• **YOUR TASK**
Skip every image and restate the data word for word.

--------

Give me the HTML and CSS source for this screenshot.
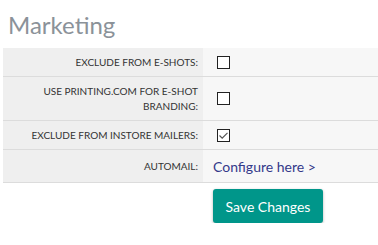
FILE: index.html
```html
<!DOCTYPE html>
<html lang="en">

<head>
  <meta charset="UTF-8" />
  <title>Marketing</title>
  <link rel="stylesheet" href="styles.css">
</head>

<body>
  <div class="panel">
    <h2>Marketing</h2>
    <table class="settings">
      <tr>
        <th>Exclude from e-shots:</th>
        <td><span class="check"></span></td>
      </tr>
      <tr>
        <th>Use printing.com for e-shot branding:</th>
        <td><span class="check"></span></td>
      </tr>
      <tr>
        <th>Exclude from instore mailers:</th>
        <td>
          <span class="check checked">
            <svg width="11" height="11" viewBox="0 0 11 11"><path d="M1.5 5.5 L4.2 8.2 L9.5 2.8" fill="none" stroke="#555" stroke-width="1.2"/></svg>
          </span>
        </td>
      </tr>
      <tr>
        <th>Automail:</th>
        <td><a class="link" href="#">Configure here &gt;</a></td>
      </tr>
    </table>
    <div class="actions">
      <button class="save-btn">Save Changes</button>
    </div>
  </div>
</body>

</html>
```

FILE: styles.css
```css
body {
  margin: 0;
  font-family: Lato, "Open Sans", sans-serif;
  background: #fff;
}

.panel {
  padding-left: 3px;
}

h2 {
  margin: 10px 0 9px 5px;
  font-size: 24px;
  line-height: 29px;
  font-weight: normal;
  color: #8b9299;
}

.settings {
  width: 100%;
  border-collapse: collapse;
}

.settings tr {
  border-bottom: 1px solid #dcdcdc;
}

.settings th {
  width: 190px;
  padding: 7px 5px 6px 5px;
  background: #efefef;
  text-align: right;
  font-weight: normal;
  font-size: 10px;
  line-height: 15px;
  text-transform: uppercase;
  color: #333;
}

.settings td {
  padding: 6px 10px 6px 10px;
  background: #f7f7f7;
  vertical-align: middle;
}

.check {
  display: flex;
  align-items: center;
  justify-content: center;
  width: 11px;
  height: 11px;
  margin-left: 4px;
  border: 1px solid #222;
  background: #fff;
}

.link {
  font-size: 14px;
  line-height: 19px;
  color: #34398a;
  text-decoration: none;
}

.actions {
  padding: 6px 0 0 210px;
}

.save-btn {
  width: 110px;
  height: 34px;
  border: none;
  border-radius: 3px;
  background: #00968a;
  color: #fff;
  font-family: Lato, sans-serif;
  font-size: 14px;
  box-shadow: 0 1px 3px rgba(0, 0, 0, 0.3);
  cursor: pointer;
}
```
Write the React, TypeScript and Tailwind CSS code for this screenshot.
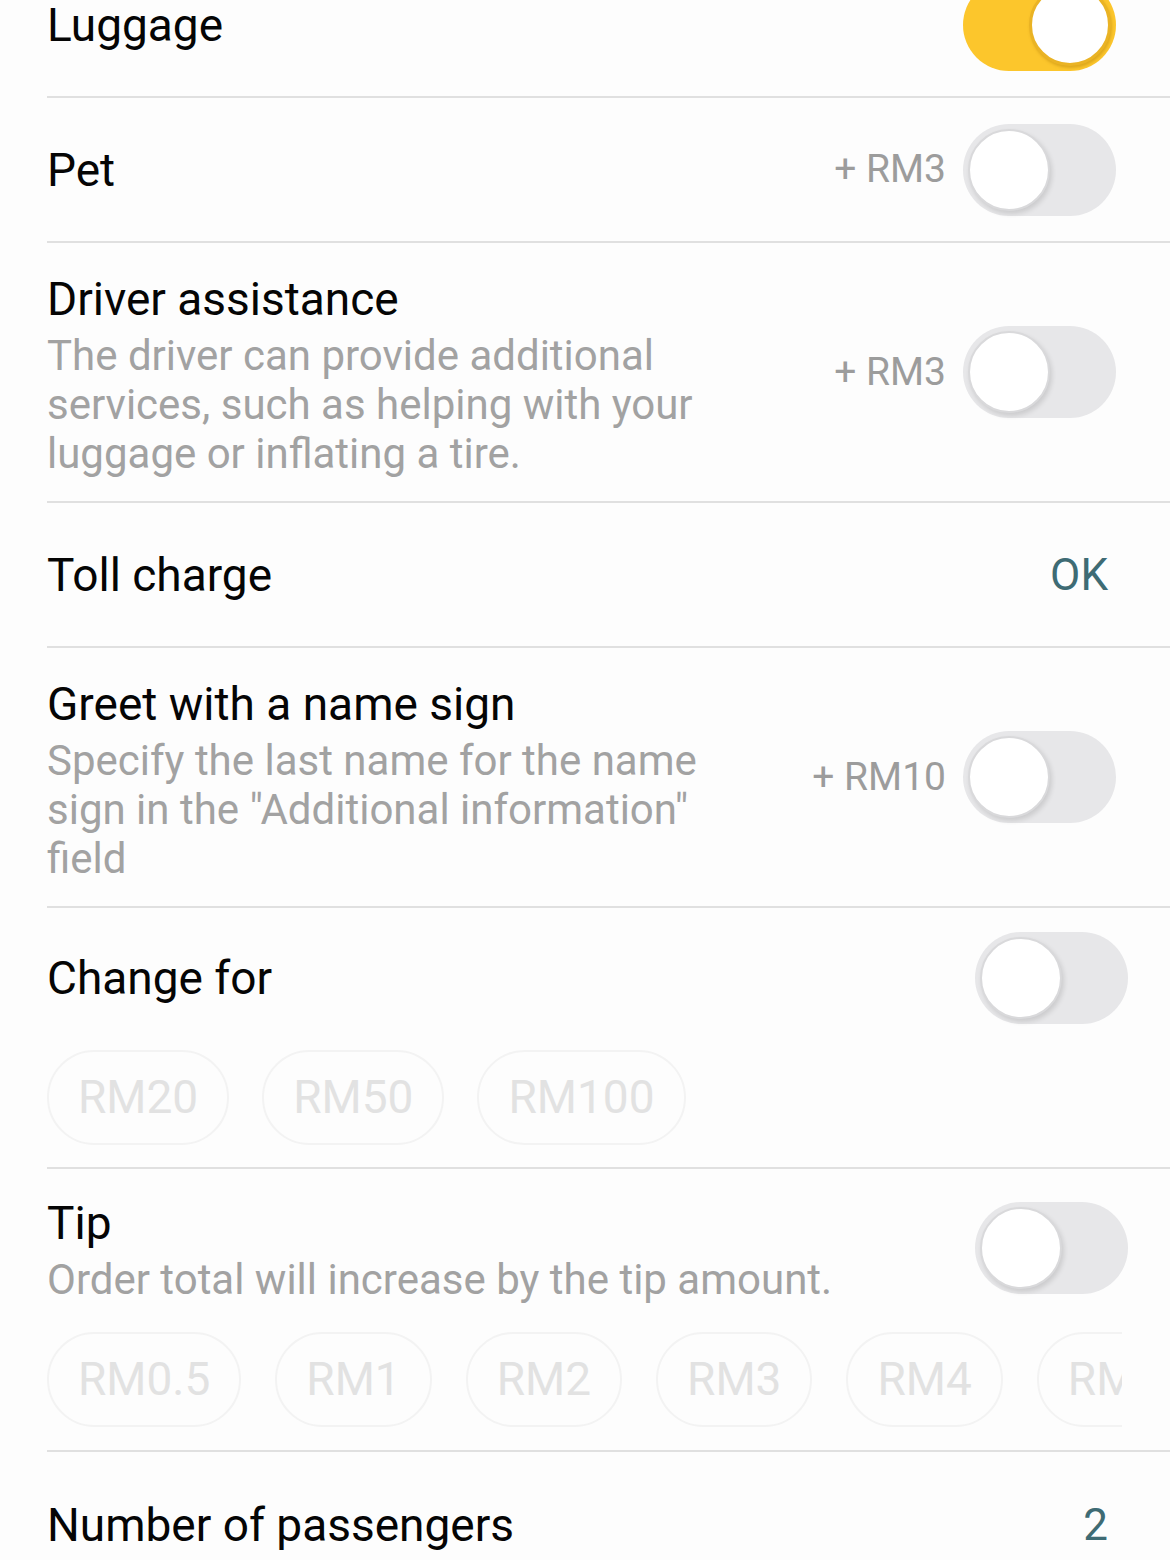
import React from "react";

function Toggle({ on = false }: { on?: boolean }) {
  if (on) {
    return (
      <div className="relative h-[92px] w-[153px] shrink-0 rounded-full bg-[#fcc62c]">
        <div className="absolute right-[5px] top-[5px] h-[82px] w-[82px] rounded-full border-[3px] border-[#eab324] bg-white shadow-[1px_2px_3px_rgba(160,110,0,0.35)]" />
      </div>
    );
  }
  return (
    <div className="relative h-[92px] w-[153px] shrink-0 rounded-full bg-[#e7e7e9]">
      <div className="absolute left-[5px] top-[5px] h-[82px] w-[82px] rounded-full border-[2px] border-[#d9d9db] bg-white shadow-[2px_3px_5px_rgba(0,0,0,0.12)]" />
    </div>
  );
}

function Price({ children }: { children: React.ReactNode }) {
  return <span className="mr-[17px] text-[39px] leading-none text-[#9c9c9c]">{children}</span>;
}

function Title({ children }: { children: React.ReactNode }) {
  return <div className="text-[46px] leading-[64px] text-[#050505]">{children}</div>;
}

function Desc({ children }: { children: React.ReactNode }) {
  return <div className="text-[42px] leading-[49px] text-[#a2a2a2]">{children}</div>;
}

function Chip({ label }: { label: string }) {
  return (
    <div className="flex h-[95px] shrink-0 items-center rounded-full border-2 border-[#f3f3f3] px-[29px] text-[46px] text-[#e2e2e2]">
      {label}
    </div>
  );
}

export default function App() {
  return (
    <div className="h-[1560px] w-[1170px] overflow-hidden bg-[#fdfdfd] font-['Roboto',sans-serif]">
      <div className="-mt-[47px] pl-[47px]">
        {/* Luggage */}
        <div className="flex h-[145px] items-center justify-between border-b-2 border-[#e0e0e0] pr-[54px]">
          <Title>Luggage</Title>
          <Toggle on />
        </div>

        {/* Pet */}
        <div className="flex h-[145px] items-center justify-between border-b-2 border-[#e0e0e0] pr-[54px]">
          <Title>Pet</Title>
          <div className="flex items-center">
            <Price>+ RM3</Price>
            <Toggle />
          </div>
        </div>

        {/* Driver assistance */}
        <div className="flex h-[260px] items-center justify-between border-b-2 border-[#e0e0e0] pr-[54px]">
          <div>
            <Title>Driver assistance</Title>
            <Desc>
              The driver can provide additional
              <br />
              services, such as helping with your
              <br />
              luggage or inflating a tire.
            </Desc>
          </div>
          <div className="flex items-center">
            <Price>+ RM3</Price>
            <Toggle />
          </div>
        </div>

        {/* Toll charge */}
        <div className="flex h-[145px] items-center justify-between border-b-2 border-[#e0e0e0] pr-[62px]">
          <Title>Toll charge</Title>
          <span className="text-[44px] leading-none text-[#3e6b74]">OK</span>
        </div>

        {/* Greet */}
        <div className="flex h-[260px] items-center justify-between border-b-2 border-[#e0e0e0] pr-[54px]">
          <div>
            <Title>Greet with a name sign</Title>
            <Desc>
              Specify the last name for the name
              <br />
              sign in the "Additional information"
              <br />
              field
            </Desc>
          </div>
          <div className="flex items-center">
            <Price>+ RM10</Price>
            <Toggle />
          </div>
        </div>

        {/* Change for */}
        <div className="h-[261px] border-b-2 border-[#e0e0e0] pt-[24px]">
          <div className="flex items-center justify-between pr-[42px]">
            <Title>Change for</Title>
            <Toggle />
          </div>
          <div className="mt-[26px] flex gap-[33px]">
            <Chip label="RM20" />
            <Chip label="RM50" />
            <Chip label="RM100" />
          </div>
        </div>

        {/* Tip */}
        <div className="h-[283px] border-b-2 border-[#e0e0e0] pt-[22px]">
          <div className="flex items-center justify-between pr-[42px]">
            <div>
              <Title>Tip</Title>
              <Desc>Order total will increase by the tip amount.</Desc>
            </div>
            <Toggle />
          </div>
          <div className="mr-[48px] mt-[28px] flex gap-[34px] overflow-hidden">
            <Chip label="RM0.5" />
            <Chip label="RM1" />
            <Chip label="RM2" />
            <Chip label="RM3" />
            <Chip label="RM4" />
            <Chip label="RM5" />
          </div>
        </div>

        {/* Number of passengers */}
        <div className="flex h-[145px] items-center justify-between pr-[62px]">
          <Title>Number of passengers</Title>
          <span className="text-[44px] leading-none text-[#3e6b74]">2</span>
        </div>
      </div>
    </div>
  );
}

--------

• **SOLUTION FOR THIS PROBLEM**
Give me the HTML and CSS source for this screenshot.
FILE: index.html
```html
<!DOCTYPE html>
<html lang="en">

<head>
  <meta charset="UTF-8" />
  <title>Marketing</title>
  <link rel="stylesheet" href="styles.css">
</head>

<body>
  <div class="panel">
    <h2>Marketing</h2>
    <table class="settings">
      <tr>
        <th>Exclude from e-shots:</th>
        <td><span class="check"></span></td>
      </tr>
      <tr>
        <th>Use printing.com for e-shot branding:</th>
        <td><span class="check"></span></td>
      </tr>
      <tr>
        <th>Exclude from instore mailers:</th>
        <td>
          <span class="check checked">
            <svg width="11" height="11" viewBox="0 0 11 11"><path d="M1.5 5.5 L4.2 8.2 L9.5 2.8" fill="none" stroke="#555" stroke-width="1.2"/></svg>
          </span>
        </td>
      </tr>
      <tr>
        <th>Automail:</th>
        <td><a class="link" href="#">Configure here &gt;</a></td>
      </tr>
    </table>
    <div class="actions">
      <button class="save-btn">Save Changes</button>
    </div>
  </div>
</body>

</html>
```

FILE: styles.css
```css
body {
  margin: 0;
  font-family: Lato, "Open Sans", sans-serif;
  background: #fff;
}

.panel {
  padding-left: 3px;
}

h2 {
  margin: 10px 0 9px 5px;
  font-size: 24px;
  line-height: 29px;
  font-weight: normal;
  color: #8b9299;
}

.settings {
  width: 100%;
  border-collapse: collapse;
}

.settings tr {
  border-bottom: 1px solid #dcdcdc;
}

.settings th {
  width: 190px;
  padding: 7px 5px 6px 5px;
  background: #efefef;
  text-align: right;
  font-weight: normal;
  font-size: 10px;
  line-height: 15px;
  text-transform: uppercase;
  color: #333;
}

.settings td {
  padding: 6px 10px 6px 10px;
  background: #f7f7f7;
  vertical-align: middle;
}

.check {
  display: flex;
  align-items: center;
  justify-content: center;
  width: 11px;
  height: 11px;
  margin-left: 4px;
  border: 1px solid #222;
  background: #fff;
}

.link {
  font-size: 14px;
  line-height: 19px;
  color: #34398a;
  text-decoration: none;
}

.actions {
  padding: 6px 0 0 210px;
}

.save-btn {
  width: 110px;
  height: 34px;
  border: none;
  border-radius: 3px;
  background: #00968a;
  color: #fff;
  font-family: Lato, sans-serif;
  font-size: 14px;
  box-shadow: 0 1px 3px rgba(0, 0, 0, 0.3);
  cursor: pointer;
}
```
Write the React, TypeScript and Tailwind CSS code for this screenshot.
import React from "react";

function Toggle({ on = false }: { on?: boolean }) {
  if (on) {
    return (
      <div className="relative h-[92px] w-[153px] shrink-0 rounded-full bg-[#fcc62c]">
        <div className="absolute right-[5px] top-[5px] h-[82px] w-[82px] rounded-full border-[3px] border-[#eab324] bg-white shadow-[1px_2px_3px_rgba(160,110,0,0.35)]" />
      </div>
    );
  }
  return (
    <div className="relative h-[92px] w-[153px] shrink-0 rounded-full bg-[#e7e7e9]">
      <div className="absolute left-[5px] top-[5px] h-[82px] w-[82px] rounded-full border-[2px] border-[#d9d9db] bg-white shadow-[2px_3px_5px_rgba(0,0,0,0.12)]" />
    </div>
  );
}

function Price({ children }: { children: React.ReactNode }) {
  return <span className="mr-[17px] text-[39px] leading-none text-[#9c9c9c]">{children}</span>;
}

function Title({ children }: { children: React.ReactNode }) {
  return <div className="text-[46px] leading-[64px] text-[#050505]">{children}</div>;
}

function Desc({ children }: { children: React.ReactNode }) {
  return <div className="text-[42px] leading-[49px] text-[#a2a2a2]">{children}</div>;
}

function Chip({ label }: { label: string }) {
  return (
    <div className="flex h-[95px] shrink-0 items-center rounded-full border-2 border-[#f3f3f3] px-[29px] text-[46px] text-[#e2e2e2]">
      {label}
    </div>
  );
}

export default function App() {
  return (
    <div className="h-[1560px] w-[1170px] overflow-hidden bg-[#fdfdfd] font-['Roboto',sans-serif]">
      <div className="-mt-[47px] pl-[47px]">
        {/* Luggage */}
        <div className="flex h-[145px] items-center justify-between border-b-2 border-[#e0e0e0] pr-[54px]">
          <Title>Luggage</Title>
          <Toggle on />
        </div>

        {/* Pet */}
        <div className="flex h-[145px] items-center justify-between border-b-2 border-[#e0e0e0] pr-[54px]">
          <Title>Pet</Title>
          <div className="flex items-center">
            <Price>+ RM3</Price>
            <Toggle />
          </div>
        </div>

        {/* Driver assistance */}
        <div className="flex h-[260px] items-center justify-between border-b-2 border-[#e0e0e0] pr-[54px]">
          <div>
            <Title>Driver assistance</Title>
            <Desc>
              The driver can provide additional
              <br />
              services, such as helping with your
              <br />
              luggage or inflating a tire.
            </Desc>
          </div>
          <div className="flex items-center">
            <Price>+ RM3</Price>
            <Toggle />
          </div>
        </div>

        {/* Toll charge */}
        <div className="flex h-[145px] items-center justify-between border-b-2 border-[#e0e0e0] pr-[62px]">
          <Title>Toll charge</Title>
          <span className="text-[44px] leading-none text-[#3e6b74]">OK</span>
        </div>

        {/* Greet */}
        <div className="flex h-[260px] items-center justify-between border-b-2 border-[#e0e0e0] pr-[54px]">
          <div>
            <Title>Greet with a name sign</Title>
            <Desc>
              Specify the last name for the name
              <br />
              sign in the "Additional information"
              <br />
              field
            </Desc>
          </div>
          <div className="flex items-center">
            <Price>+ RM10</Price>
            <Toggle />
          </div>
        </div>

        {/* Change for */}
        <div className="h-[261px] border-b-2 border-[#e0e0e0] pt-[24px]">
          <div className="flex items-center justify-between pr-[42px]">
            <Title>Change for</Title>
            <Toggle />
          </div>
          <div className="mt-[26px] flex gap-[33px]">
            <Chip label="RM20" />
            <Chip label="RM50" />
            <Chip label="RM100" />
          </div>
        </div>

        {/* Tip */}
        <div className="h-[283px] border-b-2 border-[#e0e0e0] pt-[22px]">
          <div className="flex items-center justify-between pr-[42px]">
            <div>
              <Title>Tip</Title>
              <Desc>Order total will increase by the tip amount.</Desc>
            </div>
            <Toggle />
          </div>
          <div className="mr-[48px] mt-[28px] flex gap-[34px] overflow-hidden">
            <Chip label="RM0.5" />
            <Chip label="RM1" />
            <Chip label="RM2" />
            <Chip label="RM3" />
            <Chip label="RM4" />
            <Chip label="RM5" />
          </div>
        </div>

        {/* Number of passengers */}
        <div className="flex h-[145px] items-center justify-between pr-[62px]">
          <Title>Number of passengers</Title>
          <span className="text-[44px] leading-none text-[#3e6b74]">2</span>
        </div>
      </div>
    </div>
  );
}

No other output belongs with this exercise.